US rehearses strikes inside Pakistan: diplomats
By Anwar Iqbal
WASHINGTON: The US military has already completed ‘dry exercises’ for a unilateral strike in Pakistan, in the event an attack on the American soil is traced to that country, diplomatic sources told Dawn on Saturday.
Also known as a dry run, this trial exercise is a rehearsal of a military’s combat skills without the use of live ammunition.
The trial run for a unilateral strike in Pakistan, however, did not involve US troops. Instead, it projected computer simulations of such an attack with an assessment of a possible counterattack and of the potential resistance US troops might face if they entered the Pakistani soil.
Diplomatic sources said the Americans had already informed Pakistan of their intention to conduct such an exercise before conducting the computer simulations.
The Bush administration had also planned live exercises close to the Pakistan border after the Mumbai attacks in November 2008 and conveyed its decision to Islamabad as well, the sources added.
This caused the-then national security adviser, Mahmud Ali Durrani, to fly to Washington for convincing the Americans that such exercises would not help the fight against terrorism. Instead, they would have weakened the nascent democratic setup in Pakistan and eroded its ability to support the US-led war.
The Americans cancelled the exercise after US military chief Admiral Mike Mullen spoke to his Pakistani counterpart Gen Ashfaq Parvez Kayani and received an assurance that Pakistan would do its best to prevent extremists from using its soil for attacking other countries.
“The American decision to once again explore the possibility of a unilateral military strike is not a threat,” said a diplomatic source.
“It aims at convincing Pakistanis that now is the time to uproot extremists. A failure to do so may lead to an attack on the US soil, which, in turn, could lead to an American military strike inside Pakistan.”
The source explained that the Americans believed there were people in the Pakistani establishment who still sympathised with the jihadi elements.
While such people, according to this source, were no longer interested in protecting Al Qaeda or the Afghan Taliban, “they still have a soft corner for Pakistani jihadi elements, particularly those who fought in Kashmir.”
The Americans, however, “have concluded that all such groups are linked to Al Qaeda, whether they are fighting in Kashmir or Afghanistan, and want all of them uprooted,” the source added.
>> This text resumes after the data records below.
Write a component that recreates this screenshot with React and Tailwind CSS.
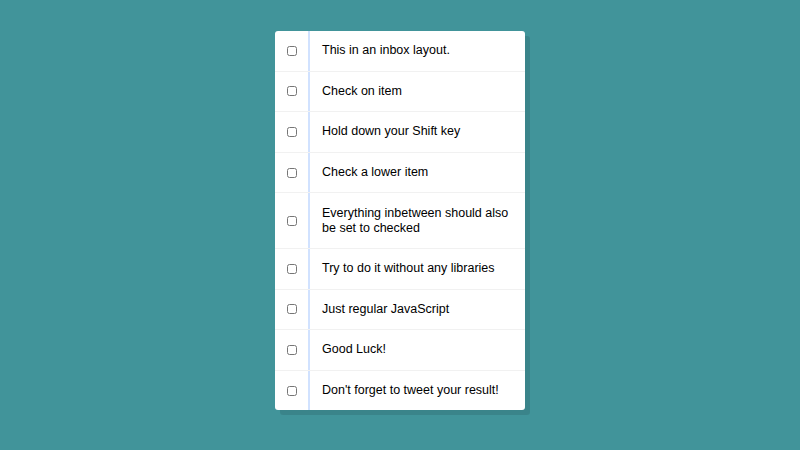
import React from 'react'

const ITEMS = [
  'This in an inbox layout.',
  'Check on item',
  'Hold down your Shift key',
  'Check a lower item',
  'Everything inbetween should also be set to checked',
  'Try to do it without any libraries',
  'Just regular JavaScript',
  'Good Luck!',
  "Don't forget to tweet your result!",
]

export default function App() {
  return (
    <div className="w-[800px] h-[450px] bg-[#41949a] pt-[31px]" style={{ fontFamily: '"Liberation Sans", Arial, sans-serif' }}>
      <div className="w-[250px] mx-auto bg-white rounded-[3px] shadow-[5px_5px_0_rgba(0,0,0,0.1)] overflow-hidden">
        {ITEMS.map((t, i) => (
          <div key={i} className={`flex items-center ${i < ITEMS.length - 1 ? 'border-b border-[#f1f1f1]' : ''}`}>
            <div className="w-[33px] shrink-0 flex justify-center self-stretch items-center">
              <input type="checkbox" className="w-[10px] h-[10px] m-0" />
            </div>
            <p className="flex-1 m-0 py-[12.3px] pl-[12px] pr-[10px] text-[12.5px] leading-[15px] text-black border-l-2 border-[#d1e2ff]">
              {t}
            </p>
          </div>
        ))}
      </div>
    </div>
  )
}
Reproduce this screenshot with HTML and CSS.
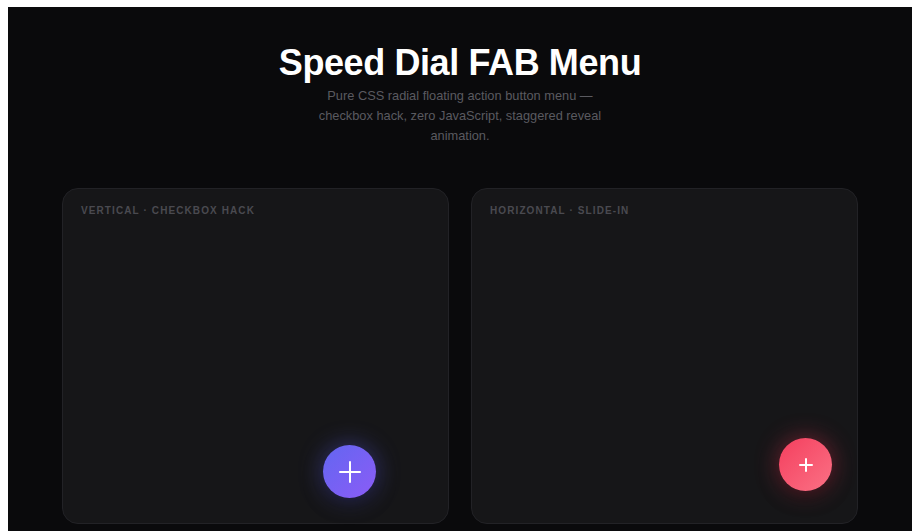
FILE: index.html
```html
<!DOCTYPE html>
<html lang="en">
<head>
    <meta charset="UTF-8">
    <meta name="viewport" content="width=device-width, initial-scale=1.0">
    <title>Speed Dial FAB Menu</title>
    <link rel="stylesheet" href="styles.css">
</head>
<body>
    <div class="page">
        <header class="intro">
            <h1>Speed Dial FAB Menu</h1>
            <p>Pure CSS radial floating action button menu — checkbox hack, zero JavaScript, staggered reveal animation.</p>
        </header>
        <div class="demos">
            <section class="card">
                <div class="label">Vertical · Checkbox Hack</div>
                <input type="checkbox" id="dial-v" class="toggle">
                <label for="dial-v" class="fab fab-violet fab-v">
                    <span class="plus plus-big"></span>
                </label>
            </section>
            <section class="card">
                <div class="label">Horizontal · Slide-in</div>
                <input type="checkbox" id="dial-h" class="toggle">
                <label for="dial-h" class="fab fab-rose fab-h">
                    <span class="plus plus-small"></span>
                </label>
            </section>
        </div>
    </div>
</body>
</html>
```

FILE: styles.css
```css
html {
    background: #fff;
}
body {
    margin: 7px 8px 0 8px;
    font-family: 'Liberation Sans', Arial, sans-serif;
    overflow: hidden;
}
.page {
    background: #0a0a0c;
    min-height: 600px;
    padding: 34px 0 0;
}
.intro {
    text-align: center;
}
.intro h1 {
    margin: 0;
    color: #fff;
    font-size: 36px;
    font-weight: 700;
    letter-spacing: -0.4px;
    line-height: 1.2;
}
.intro p {
    margin: 2px auto 0;
    max-width: 300px;
    color: #5a5a60;
    font-size: 12.8px;
    line-height: 20px;
}
.demos {
    display: grid;
    grid-template-columns: 1fr 1fr;
    gap: 22px;
    width: 796px;
    margin: 42px auto 0;
}
.card {
    position: relative;
    height: 334px;
    background: #161618;
    border: 1px solid #222226;
    border-radius: 16px;
}
.label {
    padding: 16px 18px;
    color: #4a4a50;
    font-size: 10px;
    font-weight: 700;
    letter-spacing: 1.1px;
    text-transform: uppercase;
}
.toggle {
    display: none;
}
.fab {
    position: absolute;
    width: 53px;
    height: 53px;
    border-radius: 50%;
    cursor: pointer;
    display: flex;
    align-items: center;
    justify-content: center;
}
.fab-violet {
    background: linear-gradient(135deg, #6366f1, #8b5cf6);
    box-shadow: 0 0 24px rgba(99, 102, 241, 0.45), 0 6px 18px rgba(0, 0, 0, 0.5);
}
.fab-rose {
    background: linear-gradient(135deg, #f43f5e, #fb7185);
    box-shadow: 0 0 24px rgba(244, 63, 94, 0.45), 0 6px 18px rgba(0, 0, 0, 0.5);
}
.fab-v {
    right: 72px;
    bottom: 25px;
}
.fab-h {
    right: 25px;
    bottom: 32px;
}
.plus {
    position: relative;
    display: block;
}
.plus::before,
.plus::after {
    content: '';
    position: absolute;
    background: #fff;
    border-radius: 1px;
}
.plus-big {
    width: 22px;
    height: 22px;
}
.plus-big::before {
    left: 0;
    top: 10px;
    width: 22px;
    height: 2px;
}
.plus-big::after {
    left: 10px;
    top: 0;
    width: 2px;
    height: 22px;
}
.plus-small {
    width: 14px;
    height: 14px;
}
.plus-small::before {
    left: 0;
    top: 6px;
    width: 14px;
    height: 2px;
}
.plus-small::after {
    left: 6px;
    top: 0;
    width: 2px;
    height: 14px;
}
.toggle:checked + .fab .plus {
    transform: rotate(45deg);
}
```
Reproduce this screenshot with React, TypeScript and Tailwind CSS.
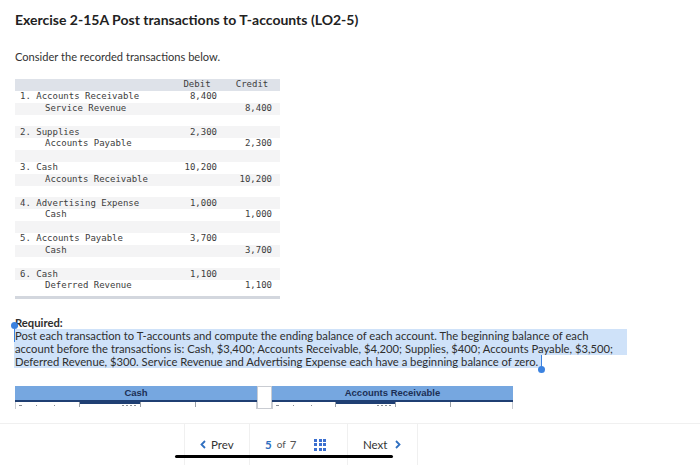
import React from "react";

const rows: { label: string; indent?: boolean; debit?: string; credit?: string }[] = [
  { label: "1. Accounts Receivable", debit: "8,400" },
  { label: "Service Revenue", indent: true, credit: "8,400" },
  { label: "" },
  { label: "2. Supplies", debit: "2,300" },
  { label: "Accounts Payable", indent: true, credit: "2,300" },
  { label: "" },
  { label: "3. Cash", debit: "10,200" },
  { label: "Accounts Receivable", indent: true, credit: "10,200" },
  { label: "" },
  { label: "4. Advertising Expense", debit: "1,000" },
  { label: "Cash", indent: true, credit: "1,000" },
  { label: "" },
  { label: "5. Accounts Payable", debit: "3,700" },
  { label: "Cash", indent: true, credit: "3,700" },
  { label: "" },
  { label: "6. Cash", debit: "1,100" },
  { label: "Deferred Revenue", indent: true, credit: "1,100" },
];

function TBand({ title, width, marks }: { title: string; width: number; marks: number[] }) {
  return (
    <div className="flex flex-col" style={{ width }}>
      <div className="h-[16px] bg-[#76a7e0] border-b-2 border-[#1f3f73] flex items-center justify-center text-[9.5px] font-bold text-[#1c2f55] [font-family:'Liberation_Sans',Arial,sans-serif]">
        {title}
      </div>
      <div className="relative h-[7px] border-l border-r border-[#c9ccd2]">
        <div className="absolute top-0 h-[2px] bg-[#1f3f73]" style={{ left: marks[0], width: marks[1] - marks[0] }} />
        {marks.map((m, i) => (
          <div key={i} className="absolute top-0 h-[5px] w-px bg-[#9aa0a8]" style={{ left: m }} />
        ))}
        <div className="absolute top-[3px] left-[3px] h-px w-[3px] bg-[#8a8f96]" />
        <div className="absolute top-[3px] left-[20px] h-px w-[1px] bg-[#8a8f96]" />
        <div className="absolute top-[3px] left-[38px] h-px w-[1px] bg-[#8a8f96]" />
        <div className="absolute top-[3px] h-px w-[14px] [background:repeating-linear-gradient(90deg,#8a8f96_0_2px,transparent_2px_4px)]" style={{ left: marks[1] - 18 }} />
      </div>
    </div>
  );
}

export default function App() {
  return (
    <div className="relative w-[700px] h-[465px] bg-white overflow-hidden [font-family:Lato,'Liberation_Sans',Arial,sans-serif] text-[#2b2b2b]">
      <div className="pl-[15px] pt-[10px]">
        <h1 className="text-[14px] leading-[20px] font-bold text-[#222]">
          Exercise 2-15A Post transactions to T-accounts (LO2-5)
        </h1>
        <p className="mt-[20px] text-[11.1px] leading-[13px] text-[#333]">Consider the recorded transactions below.</p>

        <div className="mt-[16px] w-[265px] text-[9px] text-[#3d3d3d] [font-family:'DejaVu_Sans_Mono',monospace]">
          <div className="h-[12px] bg-[#dee2e9] flex items-center">
            <div className="w-[162px]" />
            <div className="w-[40px] text-center">Debit</div>
            <div className="w-[15px]" />
            <div className="w-[40px] text-center">Credit</div>
          </div>
          {rows.map((r, i) => (
            <div key={i} className={`h-[11.83px] flex items-center ${i % 2 === 1 ? "bg-[#f4f4f5]" : "bg-white"}`}>
              <div className={`w-[162px] whitespace-pre ${r.indent ? "pl-[30px]" : "pl-[5px]"}`}>{r.label}</div>
              <div className="w-[40px] text-right">{r.debit}</div>
              <div className="w-[15px]" />
              <div className="w-[40px] text-right">{r.credit}</div>
            </div>
          ))}
          <div className="h-[4px]" />
          <div className="h-[3px] bg-[#d3d7de]" />
        </div>

        <div className="relative mt-[17px] text-[11.24px] leading-[13px] text-[#2e2e2e]">
          <div className="font-bold">Required:</div>
          <div className="w-[613px] bg-[#cfe2f9] -ml-px pl-px whitespace-nowrap">
            Post each transaction to T-accounts and compute the ending balance of each account. The beginning balance of each
          </div>
          <div className="w-[613px] bg-[#cfe2f9] -ml-px pl-px whitespace-nowrap">
            account before the transactions is: Cash, $3,400; Accounts Receivable, $4,200; Supplies, $400; Accounts Payable, $3,500;
          </div>
          <div className="w-[527px] bg-[#cfe2f9] -ml-px pl-px whitespace-nowrap">
            Deferred Revenue, $300. Service Revenue and Advertising Expense each have a beginning balance of zero.
          </div>
          <div className="absolute left-[-4px] top-[6px] w-[7px] h-[7px] rounded-full bg-[#3b82e0]" />
          <div className="absolute left-[-1px] top-[13px] w-px h-[13px] bg-[#3b82e0]" />
          <div className="absolute left-[526px] top-[39px] w-px h-[13px] bg-[#3b82e0]" />
          <div className="absolute left-[523px] top-[50px] w-[7px] h-[7px] rounded-full bg-[#3b82e0]" />
        </div>

        <div className="mt-[18px] flex items-start">
          <TBand title="Cash" width={242} marks={[63, 124, 179]} />
          <div className="w-[15px] h-[23px] border border-[#c9ccd2] bg-white" />
          <TBand title="Accounts Receivable" width={241} marks={[62, 122, 177]} />
        </div>
      </div>

      <div className="absolute left-0 right-0 top-[423px] h-[42px] border-t border-[#f0f0f0] flex text-[11.5px] text-[#333]">
        <div className="w-[185px] border-r border-[#f0f0f0]" />
        <div className="w-[65px] border-r border-[#f0f0f0] flex items-center pl-[15px] gap-[5px]">
          <svg width="6" height="9" viewBox="0 0 6 9"><path d="M5 1 L1.5 4.5 L5 8" fill="none" stroke="#2f6fc0" strokeWidth="1.8" /></svg>
          <span>Prev</span>
        </div>
        <div className="w-[98px] border-r border-[#f0f0f0] flex items-center pl-[15px]">
          <span className="text-[#2f6fc0] font-bold">5</span>
          <span className="ml-[5px] text-[10px] text-[#555]">of</span>
          <span className="ml-[4px] text-[#555]">7</span>
          <div className="ml-[18px] grid grid-cols-3 gap-[1.5px]">
            {Array.from({ length: 9 }).map((_, i) => (
              <div key={i} className="w-[3px] h-[3px] bg-[#3a6fd0]" />
            ))}
          </div>
        </div>
        <div className="w-[70px] border-r border-[#f0f0f0] flex items-center pl-[15px] gap-[8px]">
          <span>Next</span>
          <svg width="6" height="9" viewBox="0 0 6 9"><path d="M1 1 L4.5 4.5 L1 8" fill="none" stroke="#2f6fc0" strokeWidth="1.8" /></svg>
        </div>
      </div>

      <div className="absolute left-[175px] top-[455px] w-[218px] h-[3px] rounded-full bg-black" />
    </div>
  );
}
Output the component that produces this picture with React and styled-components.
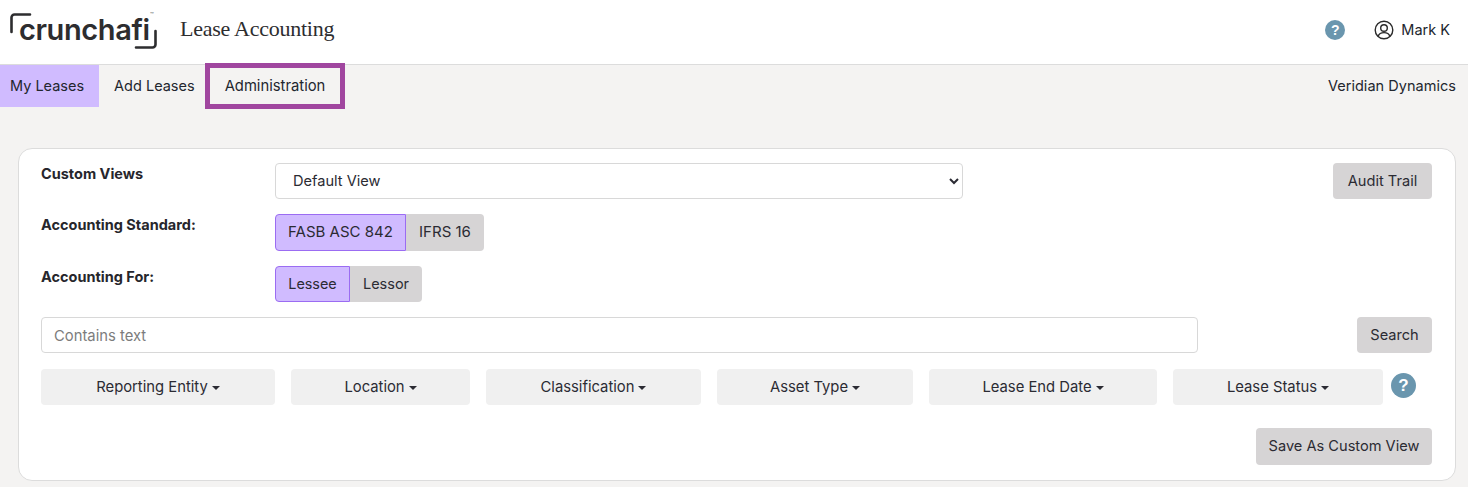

Diplomatic sources in Washington also observed that the decision to leak to the media the US military’s plans for a unilateral strike aimed at “persuading any elements in the power structure in Islamabad to do what is needed: share more intelligence, stop insisting that there are good Taliban and bad Taliban and to get serious about uprooting all jihadi groups.”
The Pakistani judiciary was also requested not to be lenient to people like Hafiz Saeed, the source added.
The US plans for a unilateral strike in Pakistan was first reported on Saturday by The Washington Post, which quoted top US military officials as saying that the Obama administration sought new options on striking Pakistan since a Pakistani-American attempted to attack New York City.
The report quoted unnamed US military officials as saying the US would only consider launching an attack in Pakistan in an extreme situation where current military action was not adequate. The CIA has been using drones to bomb Al Qaeda and Taliban hideouts in Pakistan.